As ordered reported by the Senate Committee on Banking, Housing, and Urban Affairs on May 15, 2014
S. 1217 would establish the Federal Mortgage Insurance Corporation (FMIC) to provide a partial federal guarantee for mortgage-backed securities (MBSs). Similar to the financial role played by two government-sponsored enterprises (GSEs)—Fannie Mae and Freddie Mac—FMIC would offer guarantees on MBSs composed of mortgages originated by lenders in the primary market. Under the bill, the GSEs would stop offering guarantees on MBSs. FMIC would charge fees on the underlying mortgages to guarantee the payment of principal and interest to investors in eligible MBSs and would require private capital to absorb some losses before federal payments would occur. Because of those features, CBO expects that the government would take on less risk under FMIC guarantees than it would from continued operation of the GSEs under current law and thereby incur smaller costs.

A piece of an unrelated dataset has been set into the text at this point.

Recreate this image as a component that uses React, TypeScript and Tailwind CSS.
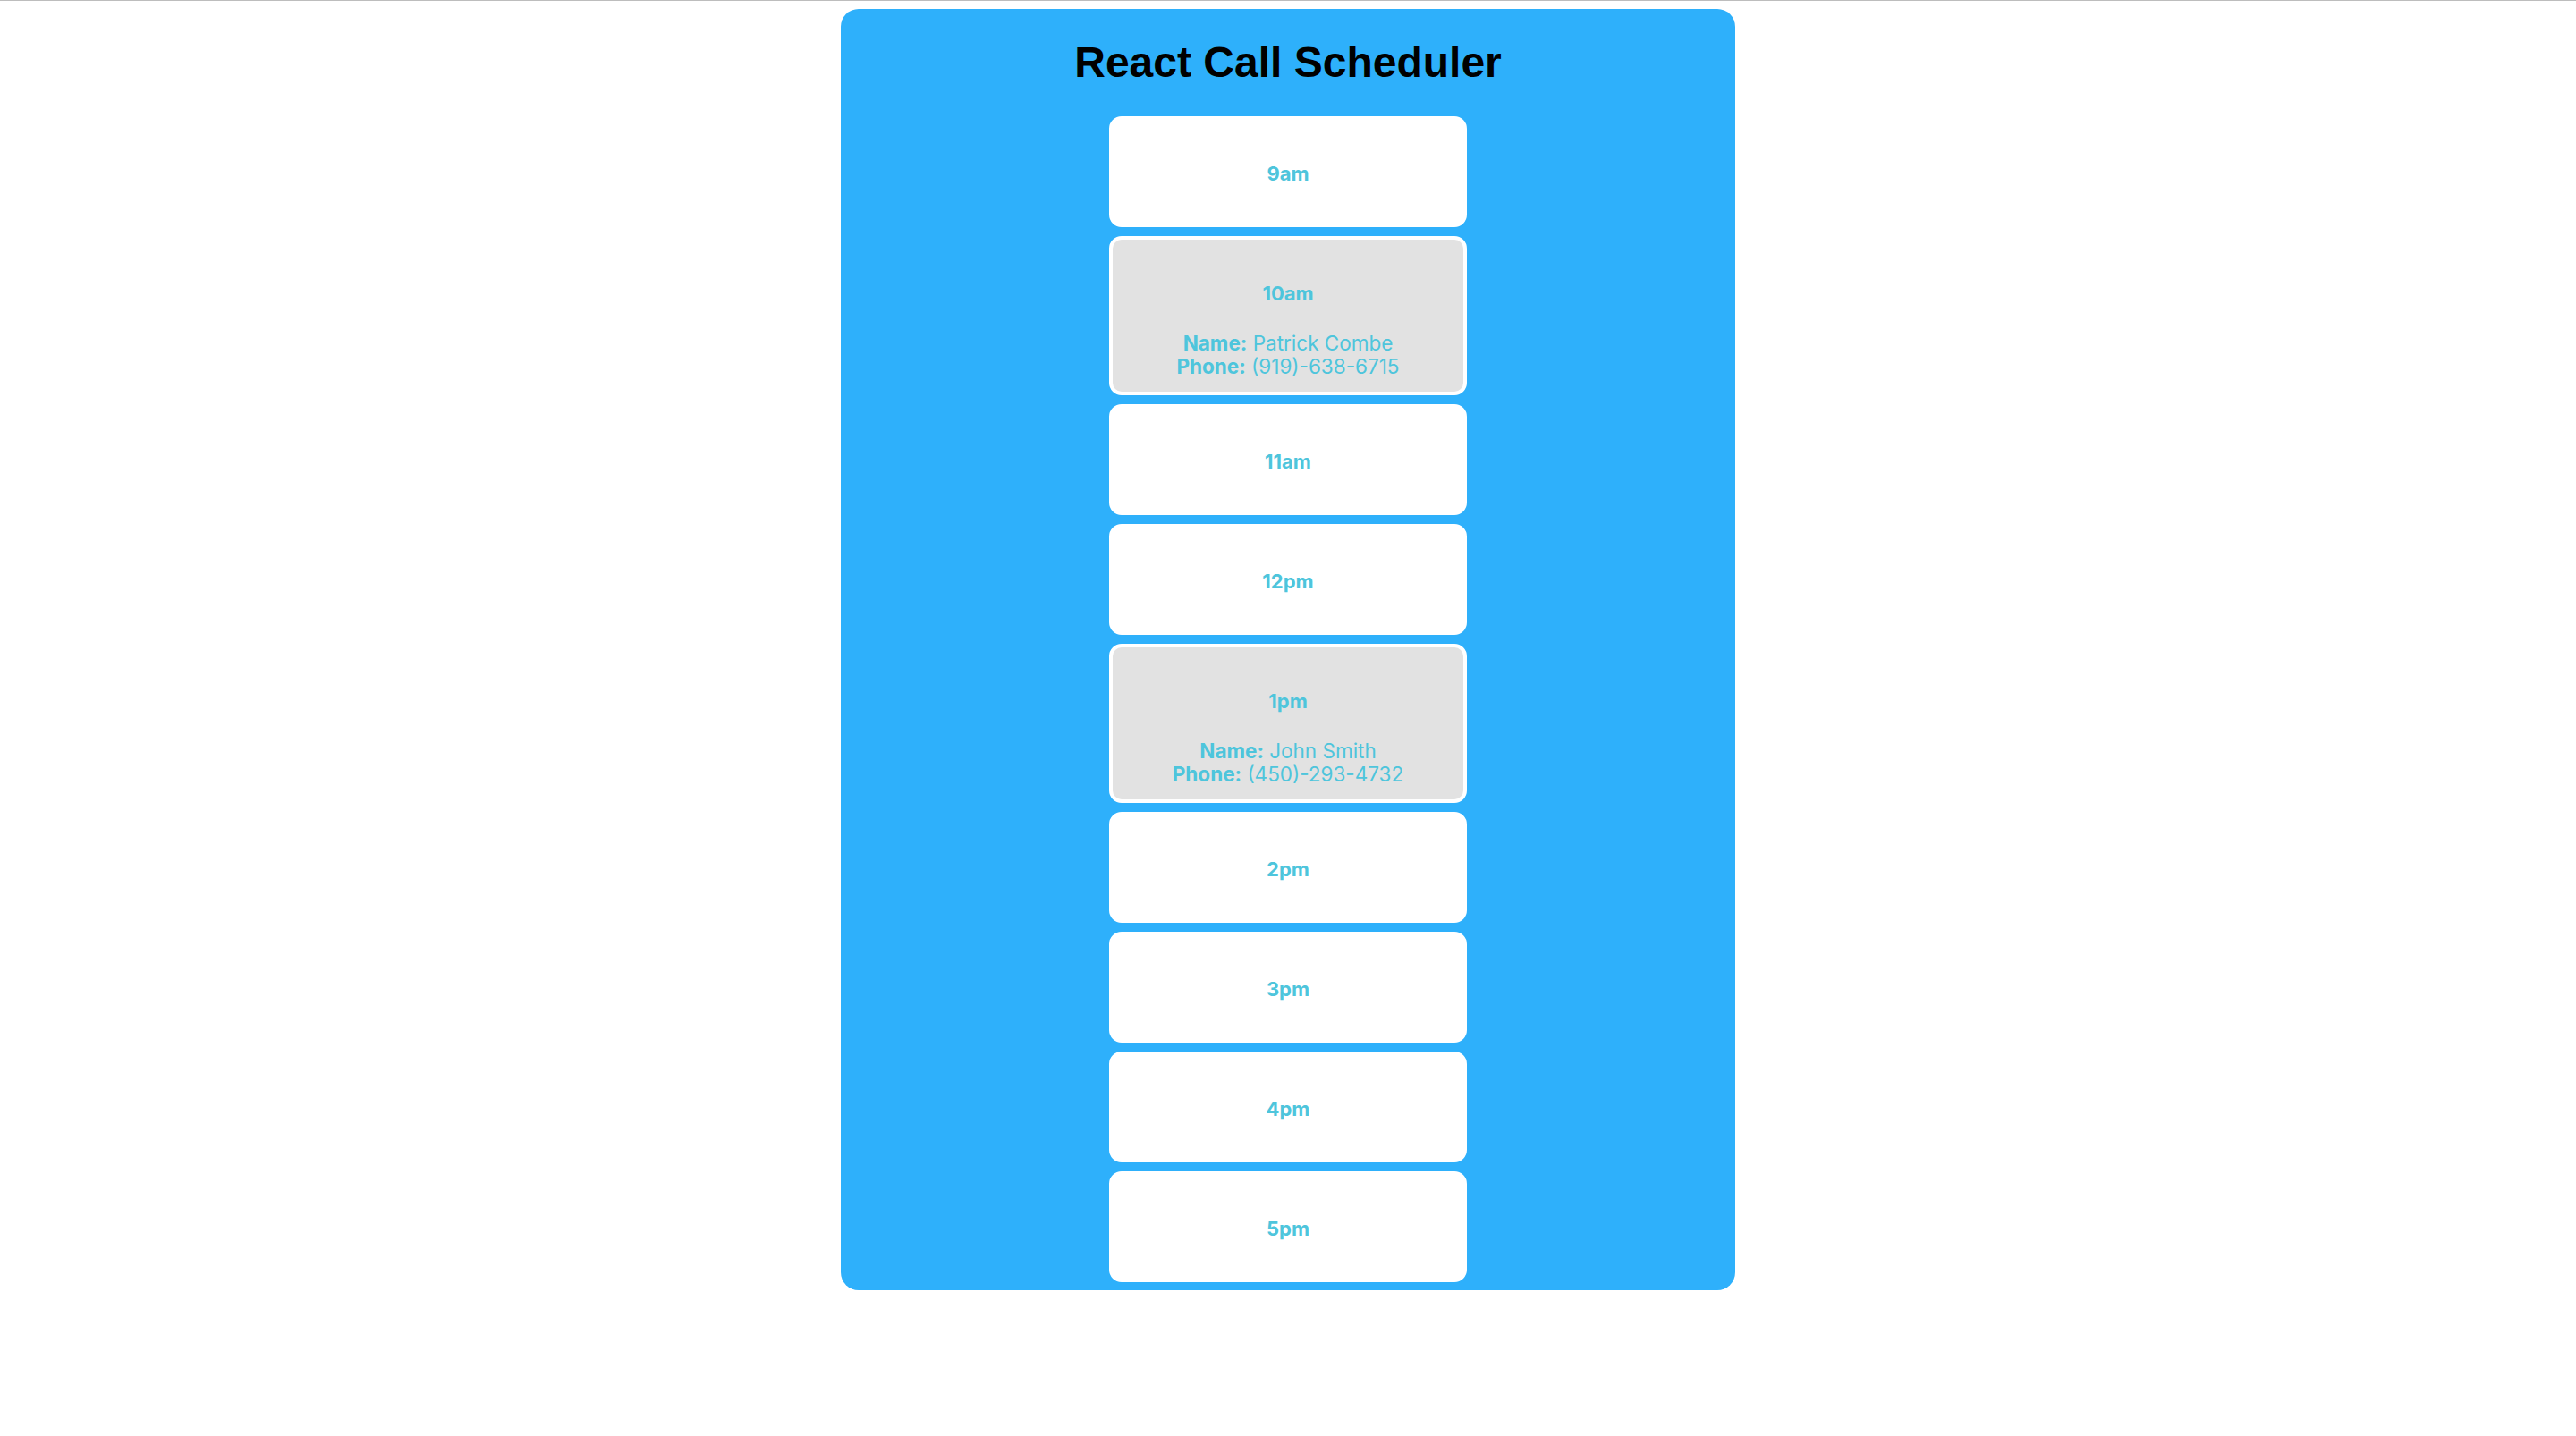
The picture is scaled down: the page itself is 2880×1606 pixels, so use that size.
import React from "react";

type Slot = { time: string; name?: string; phone?: string };

const slots: Slot[] = [
  { time: "9am" },
  { time: "10am", name: "Patrick Combe", phone: "(919)-638-6715" },
  { time: "11am" },
  { time: "12pm" },
  { time: "1pm", name: "John Smith", phone: "(450)-293-4732" },
  { time: "2pm" },
  { time: "3pm" },
  { time: "4pm" },
  { time: "5pm" },
];

function Card({ slot }: { slot: Slot }) {
  const booked = !!slot.name;
  return (
    <div
      className={
        booked
          ? "w-[400px] rounded-[14px] border-[4px] border-white bg-[#e2e2e2] pt-[48px] pb-[15px] text-center text-[#4ec5dc]"
          : "w-[400px] rounded-[14px] border-[4px] border-white bg-white pt-[48px] pb-[44px] text-center text-[#4ec5dc]"
      }
    >
      <div className="h-[24px] text-[22px] leading-[24px] font-bold">{slot.time}</div>
      {booked && (
        <div className="mt-[31px] text-[22.5px] leading-[26px]">
          <div>
            <span className="font-bold">Name:</span> {slot.name}
          </div>
          <div>
            <span className="font-bold">Phone:</span> {slot.phone}
          </div>
        </div>
      )}
    </div>
  );
}

export default function App() {
  return (
    <div className="min-h-[1606px] w-full bg-white" style={{ fontFamily: "Inter, 'Noto Sans', sans-serif" }}>
      <div className="h-[1px] w-full bg-[#bdbdbd]" />
      <div className="mx-auto mt-[9px] flex w-[1000px] flex-col items-center rounded-[20px] bg-[#2eb0fb] pt-[32px] pb-[9px]">
        <h1
          className="mb-[32px] h-[56px] text-[48px] leading-[56px] font-bold text-black"
          style={{ fontFamily: "'Liberation Sans', Arial, sans-serif" }}
        >
          React Call Scheduler
        </h1>
        <div className="flex flex-col items-center gap-[10px]">
          {slots.map((s) => (
            <Card key={s.time} slot={s} />
          ))}
        </div>
      </div>
    </div>
  );
}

CBO estimates that enacting S. 1217 would reduce direct spending by $60 billion over the 2015-2024 period—largely because new fees that FMIC would charge the issuers of MBSs would exceed the costs of the guarantees as calculated under the Federal Credit Reform Act (FCRA). In addition, under the bill, revenues would decline by $1.5 billion over the 2020-2024 period because the Federal Housing Finance Agency (FHFA)—the GSEs’ regulator—would no longer assess fees on the GSEs (which are recorded in the budget as revenues) to cover the agency’s administrative costs. Combining those effects on direct spending and revenues, CBO estimates that enacting the bill would decrease federal deficits by $58 billion over the 2015-2024 period. Because enacting S. 1217 would affect direct spending and revenues, pay-as-you-go procedures apply.

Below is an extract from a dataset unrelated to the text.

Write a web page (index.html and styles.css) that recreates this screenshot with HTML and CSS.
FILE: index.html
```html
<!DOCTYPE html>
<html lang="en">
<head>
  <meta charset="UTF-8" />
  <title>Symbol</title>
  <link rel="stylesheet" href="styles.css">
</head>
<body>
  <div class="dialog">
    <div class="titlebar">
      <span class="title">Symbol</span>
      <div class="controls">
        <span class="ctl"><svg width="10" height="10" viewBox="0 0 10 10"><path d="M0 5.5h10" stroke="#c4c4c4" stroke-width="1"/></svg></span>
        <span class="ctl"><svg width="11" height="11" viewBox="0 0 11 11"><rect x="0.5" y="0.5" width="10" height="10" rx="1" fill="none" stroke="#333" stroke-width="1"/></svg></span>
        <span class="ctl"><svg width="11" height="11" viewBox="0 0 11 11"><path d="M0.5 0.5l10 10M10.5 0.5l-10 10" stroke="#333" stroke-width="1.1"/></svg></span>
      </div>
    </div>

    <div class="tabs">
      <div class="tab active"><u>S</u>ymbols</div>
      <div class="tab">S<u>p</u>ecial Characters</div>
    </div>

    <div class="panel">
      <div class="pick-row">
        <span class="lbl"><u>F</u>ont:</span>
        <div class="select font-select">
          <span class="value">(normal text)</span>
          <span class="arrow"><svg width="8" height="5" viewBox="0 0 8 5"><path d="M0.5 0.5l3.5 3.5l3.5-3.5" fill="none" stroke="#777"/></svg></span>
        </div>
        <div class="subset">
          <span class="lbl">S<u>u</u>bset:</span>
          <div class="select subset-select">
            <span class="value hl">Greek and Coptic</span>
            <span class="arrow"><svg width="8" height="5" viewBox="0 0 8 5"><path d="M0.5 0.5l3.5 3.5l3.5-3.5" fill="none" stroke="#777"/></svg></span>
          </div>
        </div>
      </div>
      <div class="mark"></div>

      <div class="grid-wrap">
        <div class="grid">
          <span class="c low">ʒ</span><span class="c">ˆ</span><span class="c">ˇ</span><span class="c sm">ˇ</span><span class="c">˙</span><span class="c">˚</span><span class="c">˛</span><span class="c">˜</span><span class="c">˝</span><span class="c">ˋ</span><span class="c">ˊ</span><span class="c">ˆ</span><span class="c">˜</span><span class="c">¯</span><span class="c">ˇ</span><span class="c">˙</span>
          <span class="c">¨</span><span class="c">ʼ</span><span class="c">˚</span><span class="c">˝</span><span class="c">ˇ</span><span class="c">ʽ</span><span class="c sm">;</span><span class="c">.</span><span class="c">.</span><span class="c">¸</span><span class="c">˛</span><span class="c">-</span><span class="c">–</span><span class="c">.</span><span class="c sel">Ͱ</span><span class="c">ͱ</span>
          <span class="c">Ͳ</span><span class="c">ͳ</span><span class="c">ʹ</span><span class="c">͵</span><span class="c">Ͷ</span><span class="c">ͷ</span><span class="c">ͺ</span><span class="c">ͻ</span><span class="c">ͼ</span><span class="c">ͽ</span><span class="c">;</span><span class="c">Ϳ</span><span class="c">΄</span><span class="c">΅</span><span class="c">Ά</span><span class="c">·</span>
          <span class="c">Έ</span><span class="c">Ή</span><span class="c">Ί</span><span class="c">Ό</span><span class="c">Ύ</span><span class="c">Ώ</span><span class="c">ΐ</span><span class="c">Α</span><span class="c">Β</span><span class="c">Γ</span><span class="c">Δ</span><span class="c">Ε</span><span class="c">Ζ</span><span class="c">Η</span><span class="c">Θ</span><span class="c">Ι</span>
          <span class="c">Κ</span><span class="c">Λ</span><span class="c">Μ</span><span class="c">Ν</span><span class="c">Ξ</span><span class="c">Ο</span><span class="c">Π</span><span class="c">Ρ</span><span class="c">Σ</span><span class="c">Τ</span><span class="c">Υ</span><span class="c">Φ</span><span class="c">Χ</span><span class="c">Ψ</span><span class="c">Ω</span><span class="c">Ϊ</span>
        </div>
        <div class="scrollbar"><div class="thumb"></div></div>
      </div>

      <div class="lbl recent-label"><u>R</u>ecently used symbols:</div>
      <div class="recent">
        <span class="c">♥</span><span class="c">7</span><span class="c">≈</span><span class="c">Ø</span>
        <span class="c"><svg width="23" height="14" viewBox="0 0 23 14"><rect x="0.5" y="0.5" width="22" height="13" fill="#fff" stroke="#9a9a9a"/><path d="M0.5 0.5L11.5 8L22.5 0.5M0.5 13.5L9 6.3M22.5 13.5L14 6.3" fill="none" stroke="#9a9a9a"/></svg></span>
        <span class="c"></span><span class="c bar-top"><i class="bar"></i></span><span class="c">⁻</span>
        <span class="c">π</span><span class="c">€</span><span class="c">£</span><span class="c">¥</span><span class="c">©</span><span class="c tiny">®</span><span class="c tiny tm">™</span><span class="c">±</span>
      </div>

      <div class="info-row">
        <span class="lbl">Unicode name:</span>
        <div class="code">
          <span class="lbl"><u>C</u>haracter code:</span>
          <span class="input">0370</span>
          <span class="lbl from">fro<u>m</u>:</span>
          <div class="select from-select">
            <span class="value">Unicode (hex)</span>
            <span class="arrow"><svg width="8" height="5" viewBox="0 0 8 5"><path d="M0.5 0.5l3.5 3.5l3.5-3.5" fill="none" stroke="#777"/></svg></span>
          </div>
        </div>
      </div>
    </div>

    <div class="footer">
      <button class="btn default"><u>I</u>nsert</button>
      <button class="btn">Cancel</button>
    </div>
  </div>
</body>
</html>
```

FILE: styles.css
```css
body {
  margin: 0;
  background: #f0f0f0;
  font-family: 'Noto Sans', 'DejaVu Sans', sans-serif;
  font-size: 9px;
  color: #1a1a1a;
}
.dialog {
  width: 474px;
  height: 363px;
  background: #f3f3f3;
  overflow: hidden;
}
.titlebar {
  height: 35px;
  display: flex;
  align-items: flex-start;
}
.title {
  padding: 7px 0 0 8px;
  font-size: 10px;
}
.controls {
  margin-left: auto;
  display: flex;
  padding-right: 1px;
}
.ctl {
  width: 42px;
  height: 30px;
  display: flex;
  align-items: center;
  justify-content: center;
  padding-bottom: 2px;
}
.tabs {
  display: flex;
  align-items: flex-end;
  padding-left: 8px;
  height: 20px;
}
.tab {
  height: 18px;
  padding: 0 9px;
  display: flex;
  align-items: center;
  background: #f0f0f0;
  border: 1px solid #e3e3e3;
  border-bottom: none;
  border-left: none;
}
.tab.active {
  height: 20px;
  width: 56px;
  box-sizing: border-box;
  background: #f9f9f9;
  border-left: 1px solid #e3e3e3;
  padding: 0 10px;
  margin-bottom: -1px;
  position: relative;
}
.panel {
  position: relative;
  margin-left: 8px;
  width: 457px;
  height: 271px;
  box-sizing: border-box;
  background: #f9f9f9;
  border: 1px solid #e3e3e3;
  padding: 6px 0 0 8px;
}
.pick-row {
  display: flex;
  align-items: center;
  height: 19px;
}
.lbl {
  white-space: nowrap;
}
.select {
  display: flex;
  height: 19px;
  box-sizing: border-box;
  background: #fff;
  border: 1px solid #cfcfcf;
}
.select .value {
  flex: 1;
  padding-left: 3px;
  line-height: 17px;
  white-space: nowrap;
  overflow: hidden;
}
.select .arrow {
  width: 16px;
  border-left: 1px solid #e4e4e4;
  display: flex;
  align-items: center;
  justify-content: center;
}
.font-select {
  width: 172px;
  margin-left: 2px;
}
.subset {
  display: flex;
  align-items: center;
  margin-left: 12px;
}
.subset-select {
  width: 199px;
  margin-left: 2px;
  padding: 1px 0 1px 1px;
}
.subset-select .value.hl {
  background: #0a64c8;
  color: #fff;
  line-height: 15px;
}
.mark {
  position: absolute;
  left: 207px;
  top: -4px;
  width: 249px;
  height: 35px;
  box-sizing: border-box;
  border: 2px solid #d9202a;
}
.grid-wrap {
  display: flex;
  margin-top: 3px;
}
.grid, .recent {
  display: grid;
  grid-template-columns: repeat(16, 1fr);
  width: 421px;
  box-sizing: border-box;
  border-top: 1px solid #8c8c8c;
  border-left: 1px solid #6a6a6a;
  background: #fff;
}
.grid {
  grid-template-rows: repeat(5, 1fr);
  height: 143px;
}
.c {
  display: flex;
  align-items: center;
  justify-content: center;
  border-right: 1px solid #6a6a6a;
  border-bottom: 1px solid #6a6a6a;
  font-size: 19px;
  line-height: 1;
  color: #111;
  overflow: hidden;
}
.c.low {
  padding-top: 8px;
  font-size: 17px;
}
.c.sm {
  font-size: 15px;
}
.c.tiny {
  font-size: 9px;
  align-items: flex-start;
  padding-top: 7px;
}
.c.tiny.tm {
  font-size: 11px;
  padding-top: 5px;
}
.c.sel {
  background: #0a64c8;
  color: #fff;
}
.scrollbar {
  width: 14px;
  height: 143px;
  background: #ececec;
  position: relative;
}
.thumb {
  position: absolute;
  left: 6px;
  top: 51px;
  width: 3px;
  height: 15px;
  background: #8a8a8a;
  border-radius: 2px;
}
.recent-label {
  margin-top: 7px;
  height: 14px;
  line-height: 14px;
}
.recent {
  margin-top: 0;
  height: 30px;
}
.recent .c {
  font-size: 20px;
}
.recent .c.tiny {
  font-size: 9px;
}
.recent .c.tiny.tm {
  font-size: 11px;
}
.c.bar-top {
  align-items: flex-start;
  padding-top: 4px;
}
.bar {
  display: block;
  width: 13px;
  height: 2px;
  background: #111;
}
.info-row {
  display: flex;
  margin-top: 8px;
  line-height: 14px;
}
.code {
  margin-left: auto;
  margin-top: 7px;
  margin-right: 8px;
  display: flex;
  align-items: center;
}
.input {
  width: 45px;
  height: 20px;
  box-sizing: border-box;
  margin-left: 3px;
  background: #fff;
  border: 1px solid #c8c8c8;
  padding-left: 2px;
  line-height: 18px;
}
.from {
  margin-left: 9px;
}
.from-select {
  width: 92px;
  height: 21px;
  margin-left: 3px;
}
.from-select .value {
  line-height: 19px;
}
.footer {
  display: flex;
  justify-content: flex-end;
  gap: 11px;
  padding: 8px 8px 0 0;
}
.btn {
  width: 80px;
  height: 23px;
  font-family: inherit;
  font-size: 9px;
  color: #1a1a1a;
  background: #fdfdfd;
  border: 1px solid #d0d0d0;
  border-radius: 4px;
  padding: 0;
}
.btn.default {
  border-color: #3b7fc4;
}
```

Under the bill, CBO expects that some mortgages that would be guaranteed by the GSEs under current law would instead obtain guarantees through the Federal Housing Administration (FHA) and the Government National Mortgage Association (GNMA). CBO estimates that those changes would result in a decrease in discretionary spending of $6.9 billion over the 2020-2024 period, assuming enactment of future appropriation laws necessary to implement the legislation’s provisions.

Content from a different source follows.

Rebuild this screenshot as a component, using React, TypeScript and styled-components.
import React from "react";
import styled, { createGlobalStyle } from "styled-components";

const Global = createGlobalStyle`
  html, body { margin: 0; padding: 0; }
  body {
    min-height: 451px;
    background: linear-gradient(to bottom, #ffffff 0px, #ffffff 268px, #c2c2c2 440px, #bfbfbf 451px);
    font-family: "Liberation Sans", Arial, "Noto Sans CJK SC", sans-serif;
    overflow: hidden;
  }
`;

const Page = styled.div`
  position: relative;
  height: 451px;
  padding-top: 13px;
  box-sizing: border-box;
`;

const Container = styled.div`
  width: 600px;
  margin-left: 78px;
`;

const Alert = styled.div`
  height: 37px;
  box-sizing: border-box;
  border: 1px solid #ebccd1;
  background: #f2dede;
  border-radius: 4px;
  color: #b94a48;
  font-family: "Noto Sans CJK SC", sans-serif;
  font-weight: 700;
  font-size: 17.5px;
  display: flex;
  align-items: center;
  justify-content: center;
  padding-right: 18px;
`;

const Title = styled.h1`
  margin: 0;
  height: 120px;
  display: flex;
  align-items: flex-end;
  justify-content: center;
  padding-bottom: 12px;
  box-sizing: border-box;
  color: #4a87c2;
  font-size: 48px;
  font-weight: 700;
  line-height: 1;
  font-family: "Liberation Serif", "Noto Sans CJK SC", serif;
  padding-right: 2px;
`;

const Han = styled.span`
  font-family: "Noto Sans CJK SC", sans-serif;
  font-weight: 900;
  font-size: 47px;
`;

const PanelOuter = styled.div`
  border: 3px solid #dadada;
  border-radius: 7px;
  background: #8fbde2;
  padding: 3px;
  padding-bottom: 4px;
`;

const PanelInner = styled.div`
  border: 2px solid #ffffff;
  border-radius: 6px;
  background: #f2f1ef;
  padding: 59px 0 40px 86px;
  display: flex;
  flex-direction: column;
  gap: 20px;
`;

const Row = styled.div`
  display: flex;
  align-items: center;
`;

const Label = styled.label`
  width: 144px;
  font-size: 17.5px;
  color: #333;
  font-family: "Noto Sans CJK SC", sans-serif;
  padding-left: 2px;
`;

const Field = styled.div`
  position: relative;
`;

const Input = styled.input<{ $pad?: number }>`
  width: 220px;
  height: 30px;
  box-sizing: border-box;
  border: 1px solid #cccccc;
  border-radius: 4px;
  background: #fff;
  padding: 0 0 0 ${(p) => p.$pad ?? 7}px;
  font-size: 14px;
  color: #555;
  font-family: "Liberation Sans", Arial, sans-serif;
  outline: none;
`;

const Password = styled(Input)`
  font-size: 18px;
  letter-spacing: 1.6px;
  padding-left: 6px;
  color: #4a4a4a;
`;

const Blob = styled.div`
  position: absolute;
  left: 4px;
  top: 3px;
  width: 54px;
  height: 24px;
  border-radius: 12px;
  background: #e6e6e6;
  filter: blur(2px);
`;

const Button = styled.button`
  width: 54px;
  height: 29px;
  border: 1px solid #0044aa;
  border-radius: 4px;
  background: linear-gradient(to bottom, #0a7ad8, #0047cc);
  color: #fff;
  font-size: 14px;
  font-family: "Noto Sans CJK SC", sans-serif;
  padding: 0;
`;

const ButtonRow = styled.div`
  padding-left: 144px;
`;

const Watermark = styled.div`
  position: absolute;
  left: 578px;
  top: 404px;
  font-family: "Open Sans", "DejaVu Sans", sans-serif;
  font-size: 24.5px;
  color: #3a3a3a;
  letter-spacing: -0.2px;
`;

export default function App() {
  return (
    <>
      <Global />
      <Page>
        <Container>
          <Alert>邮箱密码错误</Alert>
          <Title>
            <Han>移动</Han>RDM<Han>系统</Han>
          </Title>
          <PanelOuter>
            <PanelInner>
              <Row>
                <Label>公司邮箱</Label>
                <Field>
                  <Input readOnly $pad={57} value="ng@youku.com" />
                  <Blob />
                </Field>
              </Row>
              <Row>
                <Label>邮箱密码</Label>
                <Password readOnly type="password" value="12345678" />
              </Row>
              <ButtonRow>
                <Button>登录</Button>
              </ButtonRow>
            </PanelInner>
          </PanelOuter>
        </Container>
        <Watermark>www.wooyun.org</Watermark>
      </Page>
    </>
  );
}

S. 1217 would impose intergovernmental and private-sector mandates, as defined in the Unfunded Mandates Reform Act (UMRA), on mortgage servicers and creditors; the legislation also would impose a separate intergovernmental mandate on state banking and insurance agencies by requiring such agencies to provide information about insolvent entities. CBO estimates that the aggregate costs of the intergovernmental and private-sector mandates in the bill would fall below the annual thresholds established in UMRA ($76 million and $152 million in 2014, respectively, adjusted annually for inflation).